Il nous fallut consacrer quatre jours entiers à l’achat des attelages et de notre garde-robe arctique : peaux de rennes, de phoques et de chiens. À Pröven déjà nous nous en étions procuré un certain nombre que nous avions remises aux femmes indigènes pour les confectionner à la dernière mode de leur race. Les bottes, en particulier, réclament beaucoup de soin et d’attention ; elles sont en cuir de phoque, cousu de fil de nerfs, et on sait les accommoder d’une façon merveilleuse à la forme du pied. Une botte bien faite est absolument imperméable, et celles que portent les belles du pays sont aussi élégantes qu’utiles. Les peaux, alternativement exposées au soleil et à la gelée, deviennent d’une parfaite blancheur, et peuvent recevoir toutes les nuances suggérées par la fantaisie de l’ouvrière ou que le résident se trouve posséder dans ses magasins. Comme leurs sœurs de toutes les latitudes, les Groënlandaises aiment à plaire ; elles ne dédaignent pas d’exciter l’admiration, et les couleurs gaies et voyantes leur sont particulièrement agréables. Aussi, et bien que le caprice individuel se donne libre carrière, la vogue est surtout aux bottes écarlates ou aux bottes blanches brodées de rouge. Il serait difficile d’imaginer un plus comique spectacle que celui de toutes les jambes jaunes, violettes, bleues, cramoisies et blanches, qui couvraient la grève au moment de notre entrée dans le port.

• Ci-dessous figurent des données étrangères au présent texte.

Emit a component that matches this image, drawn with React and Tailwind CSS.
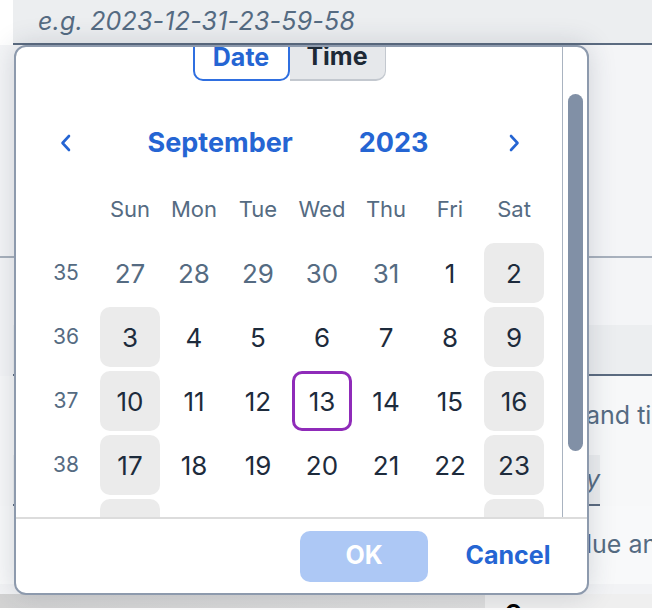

Oumyak groënlandais, barque pagayée par des femmes. — Dessin de Jules Noël d’après le capitaine Graah.

Sur environ deux cents âmes, Upernavik compte une vingtaine de Danois et un plus grand nombre de « sang-mêlés. » Je trouvai à recruter dans cette population, grâce à M. Hansen, trois chasseurs et un interprète, sans compter deux marins danois ; nous étions ainsi vingt à bord. Voici les noms de ces nouvelles recrues :

Pierre Jansen, interprète et surintendant des chiens.

Charles-Émile Olsurg, matelot.

Charles-Christian Petersen, matelot et charpentier.

Pierre, Marc et Jacob, Esquimaux convertis, chasseurs et conducteurs d’attelages.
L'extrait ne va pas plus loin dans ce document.